Plusieurs habitations voisines ont été évacuées en raison d'un risque «d'effet domino», qui a déjà fait s'affaisser un 4e édifice durant le week-end.

Sous le regard de badauds retenus par des barrières, des habitants parfois hagards tentent de récupérer dans le calme des effets personnels, tandis que des tractopelles se chargent du déblaiement.

«Tous responsables»

Parmi eux, le fils d'un propriétaire, décédé à 89 ans dans le drame, qui accuse d'une voix ferme.

«La maison de mon père est à l'origine de tout ça. Il avait donné de l'argent pour pouvoir construire un 4e et un 5e étages. Si c'était dangereux, les autorités n'avaient qu'à interdire. C'est un crime», proclame-t-il.

Jeudi soir, «des portes ne fermaient plus et la maison commençait à se déformer», raconte-t-il. Selon des habitants, des travaux étaient en cours dans un logement du rez-de-chaussée.

«Nous sommes tous responsables car nous avons tous vu des habitants ajouter un 4e et un 5e étages, mais nous n'avons rien dit», enchaîne Abderrahim Gouti, un voisin dont l'immeuble a été évacué.

À proximité, Abdelali Saber, la trentaine, blessé dans l'effondrement, n'a peut-être dû son salut qu'à son téléphone portable, qui lui a permis d'appeler à l'aide des amis avant même l'arrivée des secours.

Une actrice, Amal Maarouf, a eu moins de chance: son corps sans vie a été retrouvé dimanche, ainsi que celui de sa mère.

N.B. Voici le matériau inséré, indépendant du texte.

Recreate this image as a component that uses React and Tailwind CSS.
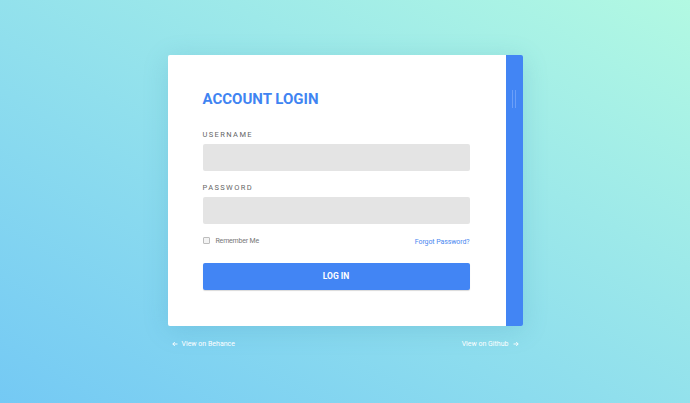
import React from "react";

const font = { fontFamily: "Roboto, 'Liberation Sans', sans-serif" };

const Arrow = ({ left }) => (
    <svg width="6" height="6" viewBox="0 0 6 6" fill="none" stroke="white" strokeWidth="0.9">
        {left ? (
            <path d="M5.5 3H0.8M2.8 1L0.8 3l2 2" />
        ) : (
            <path d="M0.5 3h4.7M3.2 1l2 2-2 2" />
        )}
    </svg>
);

export default function App() {
    return (
        <div
            className="w-[690px] h-[403px] bg-gradient-to-tr from-[#74c9f4] to-[#b2f9e2] flex flex-col items-center pt-[55px]"
            style={font}
        >
            <div className="flex w-[355px] h-[271px] shadow-[0_4px_24px_rgba(40,120,160,0.18)]">
                <div className="w-[338px] bg-white rounded-l-[2px] pl-[35px] pr-[36px] pt-[34px]">
                    {/* Title */}
                    <h1 className="text-[15px] leading-[20px] font-bold text-[#3f84f2]">
                        ACCOUNT LOGIN
                    </h1>

                    {/* Username */}
                    <label className="block mt-[20px] text-[7.5px] leading-[12px] tracking-[1.4px] text-[#666]">
                        USERNAME
                    </label>
                    <div className="mt-[3px] h-[27px] bg-[#e4e4e4] rounded-[2px]" />

                    {/* Password */}
                    <label className="block mt-[11px] text-[7.5px] leading-[12px] tracking-[1.4px] text-[#666]">
                        PASSWORD
                    </label>
                    <div className="mt-[3px] h-[27px] bg-[#e4e4e4] rounded-[2px]" />

                    {/* Remember / Forgot */}
                    <div className="flex items-center justify-between mt-[11px] h-[12px]">
                        <div className="flex items-center gap-[6px]">
                            <div className="w-[7px] h-[7px] border border-[#bdbdbd] rounded-[1px] bg-[#f3f3f3] -mt-[1px]" />
                            <span className="text-[7px] text-[#777] leading-[12px] tracking-[-0.2px]">Remember Me</span>
                        </div>
                        <span className="text-[7px] text-[#4a88f0] leading-[12px] mt-[1px] tracking-[-0.1px]">Forgot Password?</span>
                    </div>

                    {/* Button */}
                    <button className="mt-[16px] w-full h-[27px] bg-[#4285f4] rounded-[2px] text-white text-[8.5px] font-bold shadow-[0_1px_1px_rgba(0,0,0,0.15)]">
                        LOG IN
                    </button>
                </div>
                <div className="w-[17px] bg-[#4285f4] rounded-r-[2px] flex justify-center pt-[35px]">
                    <div className="flex gap-[2px] h-[18px] opacity-40">
                        <div className="w-px h-full bg-[#a8c8ff]" />
                        <div className="w-px h-full bg-[#a8c8ff]" />
                    </div>
                </div>
            </div>

            {/* Footer links */}
            <div className="w-[355px] flex justify-between mt-[12px] pl-[4px] pr-[4px] text-[7px] text-white leading-[12px]">
                <span className="flex items-center gap-[4px]">
                    <Arrow left />
                    View on Behance
                </span>
                <span className="flex items-center gap-[4px]">
                    View on Github
                    <Arrow />
                </span>
            </div>
        </div>
    );
}
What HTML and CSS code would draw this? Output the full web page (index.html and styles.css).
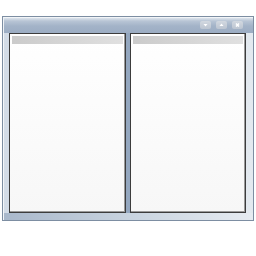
FILE: index.html
```html
<!DOCTYPE html>
<html>
<head>
<meta charset="utf-8">
<link rel="stylesheet" href="styles.css">
</head>
<body>
<div class="window">
  <div class="titlebar">
    <div class="buttons">
      <span class="btn"><svg width="11" height="8" viewBox="0 0 11 8"><path d="M3.5 3h4L5.5 5.5z" fill="#fff"/></svg></span>
      <span class="btn"><svg width="11" height="8" viewBox="0 0 11 8"><path d="M3.5 5h4L5.5 2.5z" fill="#fff"/></svg></span>
      <span class="btn"><svg width="11" height="8" viewBox="0 0 11 8"><path d="M4 2.5l3 3M7 2.5l-3 3" stroke="#fff" stroke-width="1.5"/></svg></span>
    </div>
  </div>
  <div class="content">
    <div class="pane"><div class="pane-head"></div></div>
    <div class="divider"></div>
    <div class="pane"><div class="pane-head"></div></div>
  </div>
</div>
</body>
</html>
```
FILE: styles.css
```css
html, body { margin: 0; padding: 0; background: #fff; }
body { width: 256px; height: 256px; font-family: "Liberation Sans", sans-serif; }
.window {
  margin: 16px 0 0 2px;
  width: 252px;
  height: 205px;
  box-sizing: border-box;
  border: 1px solid #7d8ea2;
  background: #dfe6ee;
  display: flex;
  flex-direction: column;
}
.titlebar {
  height: 16px;
  flex: none;
  background:
    linear-gradient(180deg, #dde4ec 0px, #b8c5d5 3px, #a3b3c8 8px, #9cadc3 100%);
  border-top: 1px solid #f2f5f8;
  border-left: 1px solid #eef2f6;
  display: flex;
  justify-content: flex-end;
  align-items: flex-start;
  padding: 3px 10px 0 0;
  box-sizing: border-box;
}
.buttons { display: flex; gap: 5px; }
.btn {
  width: 11px;
  height: 8px;
  border-radius: 2px;
  background: linear-gradient(180deg, #d2d8e0 0%, #bcc5d1 100%);
  display: block;
  line-height: 0;
}
.btn svg { display: block; }
.content {
  flex: 1;
  display: flex;
  padding: 0 7px 7px 5px;
  background:
    linear-gradient(90deg, #a9b8cb 0%, #c8d3df 50%, #e6ebf1 100%) bottom / 100% 7px no-repeat,
    linear-gradient(90deg, #d3dce7 0%, #e3e9ef 100%);
  border-left: 1px solid #f4f7fa;
}
.divider {
  width: 4px;
  background: #94a7bf;
}
.pane {
  width: 117px;
  box-sizing: border-box;
  border: 1px solid #3c3c3c;
  box-shadow: inset -1px -1px 0 #9a9a9a;
  background: linear-gradient(180deg, #ffffff 0%, #f7f7f7 100%);
  padding: 2px;
}
.pane-head {
  height: 8px;
  background: linear-gradient(90deg, #cbcbcb 0%, #e0e0e0 100%);
}
```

Au-delà d'une éventuelle lenteur des secours - qui ont dû interrompre plusieurs fois leurs recherches faute de matériel adéquat -, la presse revenait lundi sur la question lancinante des logements insalubres de Casablanca, capitale économique de cinq millions d'âmes.

En 2012, après un drame similaire ayant fait plusieurs morts, le ministère de l'Habitat avait estimé qu'entre 4000 et 7000 logements menaçaient de s'effondrer dans la ville.

Les programmes de réhabilitation et de nouveaux logements qui ont été lancés ne résolvent pas le problème.

«Ingrédients funestes»

«Pourquoi des autorisations pour la construction de maisons avec un ou deux étages donnent-elles lieu plutôt à quatre ou cinq?», s'interrogeait Aujourd'hui Le Maroc dans un éditorial intitulé «Plus jamais ça!».

«Vétusté, manque d'entretien, corruption, ignorance et laisser-aller forment une liste d'ingrédients funestes», ajoutait le journal.

«Une bombe à retardement» et «un secret de polichinelle», dénonçait L'Economiste.

Une enquête a été ouverte et les autorités ont promis des sanctions. L'entrepreneur qui réalisait les travaux en cours a été interpellé dès ce week-end et placé en détention. Il a été présenté lundi après-midi devant un juge d'instruction, a-t-on appris de source proche de l'enquête.

Mais pour Abdelilah Gouti, frère d'Abderrahim, l'urgence est surtout de «trouver un toit pour tous».

À la demande du roi Mohammed VI, 23 familles ont été relogées.

«Nos femmes ont été logées dans un hôtel, mais nous, on nous a demandé de rester pour aider. Aujourd'hui lundi, nous sommes à la rue», confie Abdelilah. «Ensuite, avec l'enquête, viendra le temps de punir les responsables».